F3: Randal J. Kirk controls each of R.J. Kirk DOT, Third Security, JPK 2008, LLC ("JPK 2008"), JPK 2009, LLC ("JPK 2009"), JPK 2012, LLC ("JPK 2012"), Kellie L. Banks (2009) Long Term Trust ("Kellie L. Banks LTT"), MGK 2008, LLC ("MGK 2008"), MGK 2009, LLC ("MGK 2009"), MGK 2011, LLC ("MGK 2011"), Third Security Senior Staff 2015 LLC ("Sr. Staff 2015"), Third Security Staff 2015 LLC ("Staff 2015"), ZSK 2008, LLC ("ZSK 2008"), ZSK 2009, LLC ("ZSK 2009"), and Kapital Joe, LLC ("Kapital Joe"). Shares held by these entities may be deemed to be beneficially owned (as defined under Rule 13d-3 promulgated under the Securities Exchange Act of 1934, as amended) by Mr. Kirk. Mr. Kirk disclaims beneficial ownership of such shares, except to the extent of any pecuniary interest therein.

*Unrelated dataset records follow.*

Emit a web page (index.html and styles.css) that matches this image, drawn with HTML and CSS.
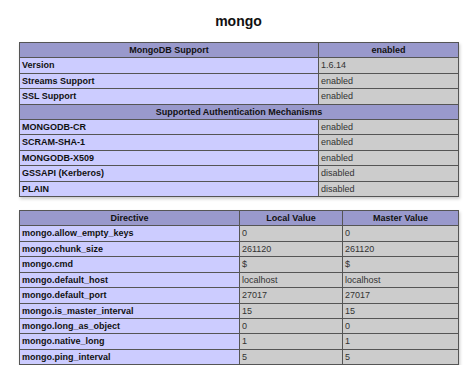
FILE: index.html
```html
<!DOCTYPE html>
<html>
<head>
<meta charset="utf-8">
<link rel="stylesheet" href="styles.css">
</head>
<body>
<div class="page">
  <h2 class="title">mongo</h2>
  <table class="info t1">
    <colgroup><col class="c-key1"><col class="c-val1"></colgroup>
    <tr class="h"><th>MongoDB Support</th><th>enabled</th></tr>
    <tr><td class="e">Version</td><td class="v">1.6.14</td></tr>
    <tr><td class="e">Streams Support</td><td class="v">enabled</td></tr>
    <tr><td class="e">SSL Support</td><td class="v">enabled</td></tr>
    <tr class="h"><th colspan="2">Supported Authentication Mechanisms</th></tr>
    <tr><td class="e">MONGODB-CR</td><td class="v">enabled</td></tr>
    <tr><td class="e">SCRAM-SHA-1</td><td class="v">enabled</td></tr>
    <tr><td class="e">MONGODB-X509</td><td class="v">enabled</td></tr>
    <tr><td class="e">GSSAPI (Kerberos)</td><td class="v">disabled</td></tr>
    <tr><td class="e">PLAIN</td><td class="v">disabled</td></tr>
  </table>
  <table class="info t2">
    <colgroup><col class="c-dir"><col class="c-loc"><col class="c-mas"></colgroup>
    <tr class="h"><th>Directive</th><th>Local Value</th><th>Master Value</th></tr>
    <tr><td class="e">mongo.allow_empty_keys</td><td class="v">0</td><td class="v">0</td></tr>
    <tr><td class="e">mongo.chunk_size</td><td class="v">261120</td><td class="v">261120</td></tr>
    <tr><td class="e">mongo.cmd</td><td class="v">$</td><td class="v">$</td></tr>
    <tr><td class="e">mongo.default_host</td><td class="v">localhost</td><td class="v">localhost</td></tr>
    <tr><td class="e">mongo.default_port</td><td class="v">27017</td><td class="v">27017</td></tr>
    <tr><td class="e">mongo.is_master_interval</td><td class="v">15</td><td class="v">15</td></tr>
    <tr><td class="e">mongo.long_as_object</td><td class="v">0</td><td class="v">0</td></tr>
    <tr><td class="e">mongo.native_long</td><td class="v">1</td><td class="v">1</td></tr>
    <tr><td class="e">mongo.ping_interval</td><td class="v">5</td><td class="v">5</td></tr>
  </table>
</div>
</body>
</html>
```

FILE: styles.css
```css
html, body {
  margin: 0;
  padding: 0;
  background: #ffffff;
}

body {
  font-family: "Liberation Sans", Arial, sans-serif;
  color: #111;
}

.page {
  width: 439px;
  margin-left: 19px;
  padding-top: 13px;
  display: flex;
  flex-direction: column;
}

.title {
  margin: 0 0 13px 0;
  font-size: 14px;
  line-height: 16px;
  font-weight: bold;
  text-align: center;
  color: #111;
}

.info {
  border-collapse: collapse;
  width: 439px;
  table-layout: fixed;
  box-shadow: 1px 2px 3px #ccc;
}

.t1 {
  margin-bottom: 13px;
}

.c-key1 { width: 299px; }
.c-val1 { width: 140px; }
.c-dir { width: 220px; }
.c-loc { width: 103px; }
.c-mas { width: 116px; }

.info th,
.info td {
  border: 1px solid #555;
  font-size: 9px;
  line-height: 10.4px;
  padding: 2px 2px;
  height: 10.4px;
  white-space: nowrap;
  overflow: hidden;
}

.info th {
  background: #9999cc;
  font-weight: bold;
  text-align: center;
  color: #111;
}

.info .e {
  background: #ccccff;
  font-weight: bold;
  color: #111;
}

.info .v {
  background: #cccccc;
  color: #333;
}
```
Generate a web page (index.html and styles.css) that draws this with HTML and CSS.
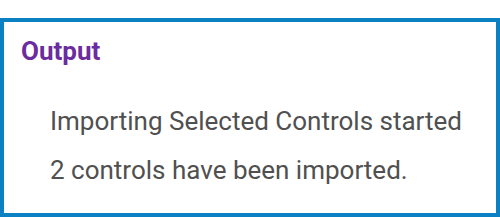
FILE: index.html
```html
<!DOCTYPE html>
<html lang="en">
<head>
    <meta charset="UTF-8">
    <meta name="viewport" content="width=device-width, initial-scale=1.0">
    <title>Output</title>
    <link rel="stylesheet" href="styles.css">
</head>
<body>
    <div class="output-panel">
        <h2 class="output-title">Output</h2>
        <div class="output-log">
            <div class="log-line">Importing Selected Controls started</div>
            <div class="log-line">2 controls have been imported.</div>
        </div>
    </div>
</body>
</html>
```

FILE: styles.css
```css
body {
    margin: 0;
    padding-top: 18px;
    font-family: Roboto, "Liberation Sans", sans-serif;
    background: #fff;
}
.output-panel {
    border: 4px solid #0b80c3;
    height: 199px;
    box-sizing: border-box;
    padding: 14px 17px;
}
.output-title {
    margin: 0;
    font-size: 26px;
    line-height: 30px;
    font-weight: 700;
    color: #6b2c9f;
}
.output-log {
    margin-top: 31px;
    padding-left: 29px;
}
.log-line {
    font-size: 26px;
    line-height: 49px;
    color: #505050;
}
```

F4: Randal J. Kirk controls each of Third Security Capital Partners V, LLC ("TSCP V"), Third Security Staff 2001 LLC ("Staff 2001"), Lotus Capital (2000) Company Inc. ("Lotus"), Third Security Senior Staff 2006 LLC ("Senior Staff 2006"), and Third Security Staff 2006 LLC ("Staff 2006"), Third Security Incentive 2006 LLC ("Incentive 2006"), Mascara Kaboom, LLC ("Mascara Kaboom"), Third Security Senior Staff LLC ("Sr. Staff"), ADC 2010, LLC ("ADC 2010"), Third Security Senior Staff 2008 LLC ("Senior Staff 2008"), Third Security Staff 2010 LLC ("Staff 2010"), Third Security Incentive 2010 LLC ("Incentive 2010"), NRM VI Holdings I, LLC ("NRM VI Holdings") and NRM VII Holdings I, LLC ("NRM VII Holdings"). Shares held by these entities may be deemed to be beneficially owned (as defined under Rule 13d-3 promulgated under the Securities Exchange Act of 1934, as amended) by Mr. Kirk. Mr. Kirk disclaims beneficial ownership of such shares, except to the extent of any pecuniary interest therein.